Rows from a dataset of pages and code
** Start **
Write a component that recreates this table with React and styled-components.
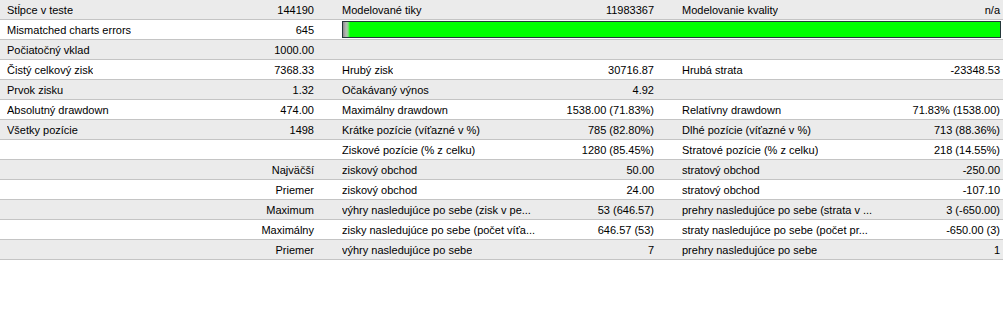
import React from 'react';
import styled, { createGlobalStyle } from 'styled-components';

const GlobalStyle = createGlobalStyle`
  html, body {
    margin: 0;
    padding: 0;
    background: #ffffff;
  }
  body {
    font-family: "Liberation Sans", Arial, sans-serif;
    font-size: 11px;
    color: #000;
  }
`;

const Report = styled.div`
  width: 1003px;
  display: flex;
  flex-direction: column;
`;

const Row = styled.div`
  display: grid;
  grid-template-columns: 335px 340px 328px;
  height: 20px;
  box-sizing: border-box;
  border-bottom: 1px solid #c4c4c4;
  background: ${({ shaded }) => (shaded ? '#ebebeb' : '#ffffff')};
`;

const Group = styled.div`
  display: flex;
  align-items: center;
  justify-content: space-between;
  padding: 0 ${({ last }) => (last ? '3px' : '21px')} 0 7px;
  white-space: nowrap;
  min-width: 0;
`;

const Label = styled.span`
  overflow: hidden;
`;

const Value = styled.span`
  margin-left: auto;
  text-align: right;
`;

const BarCell = styled.div`
  grid-column: 2 / 4;
  display: flex;
  align-items: center;
  padding: 0 2px 0 7px;
`;

const Bar = styled.div`
  flex: 1;
  height: 17px;
  box-sizing: border-box;
  border: 1px solid #24383a;
  background: linear-gradient(
    to right,
    #8a8a8a 0px,
    #b8b8b8 3px,
    #8fd88f 5px,
    #00ff00 7px,
    #00ff00 100%
  );
`;

const rows = [
  [['Stĺpce v teste', '144190'], ['Modelované tiky', '11983367'], ['Modelovanie kvality', 'n/a']],
  'bar',
  [['Počiatočný vklad', '1000.00'], null, null],
  [['Čistý celkový zisk', '7368.33'], ['Hrubý zisk', '30716.87'], ['Hrubá strata', '-23348.53']],
  [['Prvok zisku', '1.32'], ['Očakávaný výnos', '4.92'], null],
  [['Absolutný drawdown', '474.00'], ['Maximálny drawdown', '1538.00 (71.83%)'], ['Relatívny drawdown', '71.83% (1538.00)']],
  [['Všetky pozície', '1498'], ['Krátke pozície (víťazné v %)', '785 (82.80%)'], ['Dlhé pozície (víťazné v %)', '713 (88.36%)']],
  [null, ['Ziskové pozície (% z celku)', '1280 (85.45%)'], ['Stratové pozície (% z celku)', '218 (14.55%)']],
  [['', 'Najväčší'], ['ziskový obchod', '50.00'], ['stratový obchod', '-250.00']],
  [['', 'Priemer'], ['ziskový obchod', '24.00'], ['stratový obchod', '-107.10']],
  [['', 'Maximum'], ['výhry nasledujúce po sebe (zisk v pe...', '53 (646.57)'], ['prehry nasledujúce po sebe (strata v ...', '3 (-650.00)']],
  [['', 'Maximálny'], ['zisky nasledujúce po sebe (počet víťa...', '646.57 (53)'], ['straty nasledujúce po sebe (počet pr...', '-650.00 (3)']],
  [['', 'Priemer'], ['výhry nasledujúce po sebe', '7'], ['prehry nasledujúce po sebe', '1']],
];

const Mismatched = () => (
  <Row>
    <Group>
      <Label>Mismatched charts errors</Label>
      <Value>645</Value>
    </Group>
    <BarCell>
      <Bar />
    </BarCell>
  </Row>
);

export default function App() {
  return (
    <>
      <GlobalStyle />
      <Report>
        {rows.map((row, i) =>
          row === 'bar' ? (
            <Mismatched key={i} />
          ) : (
            <Row key={i} shaded={i % 2 === 0}>
              {row.map((cell, j) => (
                <Group key={j} last={j === 2}>
                  {cell && <Label>{cell[0]}</Label>}
                  {cell && <Value>{cell[1]}</Value>}
                </Group>
              ))}
            </Row>
          )
        )}
      </Report>
    </>
  );
}
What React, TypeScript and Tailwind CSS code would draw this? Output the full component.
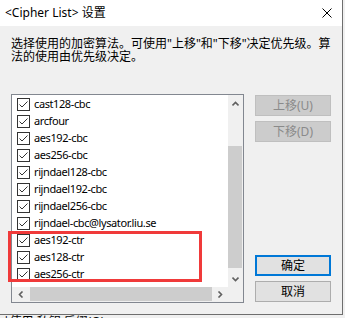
import React from "react";

const items = [
  "cast128-cbc",
  "arcfour",
  "aes192-cbc",
  "aes256-cbc",
  "rijndael128-cbc",
  "rijndael192-cbc",
  "rijndael256-cbc",
  "rijndael-cbc@lysator.liu.se",
  "aes192-ctr",
  "aes128-ctr",
  "aes256-ctr",
];

const font = { fontFamily: '"Noto Sans", "Noto Sans CJK SC", sans-serif' };

function CheckBox() {
  return (
    <svg width="13" height="13" viewBox="0 0 13 13" className="shrink-0">
      <rect x="0.5" y="0.5" width="12" height="12" fill="#fff" stroke="#333" />
      <polyline points="2.5,6.5 5,9 10.5,3.5" fill="none" stroke="#333" strokeWidth="1" />
    </svg>
  );
}

function Arrow({ dir }: { dir: "up" | "down" | "left" | "right" }) {
  const pts = {
    up: "0.5,4.5 3.5,1.5 6.5,4.5",
    down: "0.5,1.5 3.5,4.5 6.5,1.5",
    left: "4.5,0.5 1.5,3.5 4.5,6.5",
    right: "1.5,0.5 4.5,3.5 1.5,6.5",
  }[dir];
  const vert = dir === "up" || dir === "down";
  return (
    <svg width={vert ? 7 : 6} height={vert ? 6 : 7} viewBox={vert ? "0 0 7 6" : "0 0 6 7"}>
      <polyline points={pts} fill="none" stroke="#606060" strokeWidth="1.6" />
    </svg>
  );
}

function Btn({ label, kind }: { label: string; kind: "disabled" | "default" | "normal" }) {
  const cls =
    kind === "disabled"
      ? "border border-[#bfbfbf] bg-[#cccccc] text-[#8a8a8a]"
      : kind === "default"
        ? "border-2 border-[#0078d7] bg-[#e1e1e1] text-black"
        : "border border-[#adadad] bg-[#e1e1e1] text-black";
  return (
    <div className={`h-[21px] w-[76px] flex items-center justify-center text-[12px] ${cls}`}>
      {label}
    </div>
  );
}

export default function App() {
  return (
    <div className="relative w-[345px] h-[318px] overflow-hidden bg-[#f0f0f0]" style={font}>
      <div className="w-[343px] h-[315px] flex flex-col border-r border-b border-[#6e6e6e]">
        {/* title bar */}
        <div className="h-[26px] bg-white flex items-center justify-between pl-[5px] pr-[10px] shrink-0">
          <span className="text-[12px] text-black">&lt;Cipher List&gt; 设置</span>
          <svg width="10" height="10" viewBox="0 0 10 10">
            <path d="M0.5 0.5 L9.5 9.5 M9.5 0.5 L0.5 9.5" stroke="#000" strokeWidth="1" />
          </svg>
        </div>

        {/* body */}
        <div className="flex-1 bg-[#f0f0f0] pl-[11px] pt-[11px]">
          <div className="text-[12px] leading-[13px] text-black">
            <div>选择使用的加密算法。可使用"上移"和"下移"决定优先级。算</div>
            <div>法的使用由优先级决定。</div>
          </div>

          <div className="mt-[31px] flex gap-[11px]">
            {/* list box */}
            <div className="w-[233px] h-[209px] border border-[#828790] bg-white grid grid-cols-[1fr_15px] grid-rows-[1fr_15px]">
              <div className="overflow-hidden pt-px">
                {items.map((it) => (
                  <div key={it} className="h-[17px] flex items-center pl-[5px] gap-[4px]">
                    <CheckBox />
                    <span className="text-[11px] tracking-[-0.4px] text-black whitespace-nowrap">{it}</span>
                  </div>
                ))}
              </div>
              {/* vertical scrollbar */}
              <div className="bg-[#f0f0f0] flex flex-col">
                <div className="h-[17px] flex items-center justify-center">
                  <Arrow dir="up" />
                </div>
                <div className="flex-1 pr-px">
                  <div className="mt-[34px] h-[122px] bg-[#cdcdcd]" />
                </div>
                <div className="h-[17px] flex items-center justify-center">
                  <Arrow dir="down" />
                </div>
              </div>
              {/* horizontal scrollbar */}
              <div className="bg-[#f0f0f0] flex">
                <div className="w-[17px] flex items-center justify-center">
                  <Arrow dir="left" />
                </div>
                <div className="flex-1 pl-px pb-px">
                  <div className="h-full bg-[#cdcdcd]" />
                </div>
                <div className="w-[16px] flex items-center justify-center">
                  <Arrow dir="right" />
                </div>
              </div>
              <div className="bg-[#f0f0f0]" />
            </div>

            {/* buttons */}
            <div className="h-[209px] flex flex-col gap-[5px] py-px">
              <Btn label="上移(U)" kind="disabled" />
              <Btn label="下移(D)" kind="disabled" />
              <div className="mt-auto flex flex-col gap-[5px]">
                <Btn label="确定" kind="default" />
                <Btn label="取消" kind="normal" />
              </div>
            </div>
          </div>
        </div>
      </div>

      {/* window behind */}
      <div className="h-[3px] overflow-hidden pl-[3px] flex items-start">
        <span className="text-[12px] leading-[14px] text-black whitespace-nowrap">|使用 私钥 后缀(O)</span>
      </div>

      {/* red highlight */}
      <div className="absolute left-[8px] top-[231px] w-[194px] h-[51px] border-[3px] border-[#f03a3a]" />
    </div>
  );
}
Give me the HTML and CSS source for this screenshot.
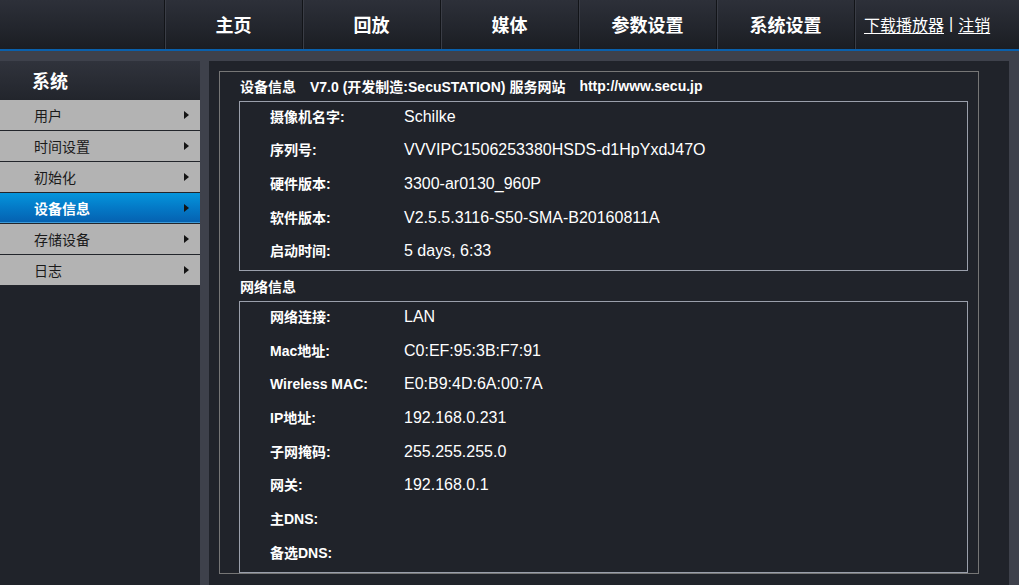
** End **
- PROBLEM REQUIREMENTS:
Using the records given above, list every line that includes the word "styled".

- IN RESPONSE:
Write a component that recreates this table with React and styled-components.
import styled, { createGlobalStyle } from 'styled-components';
const Report = styled.div`
const Row = styled.div`
const Group = styled.div`
const Label = styled.span`
const Value = styled.span`
const BarCell = styled.div`
const Bar = styled.div`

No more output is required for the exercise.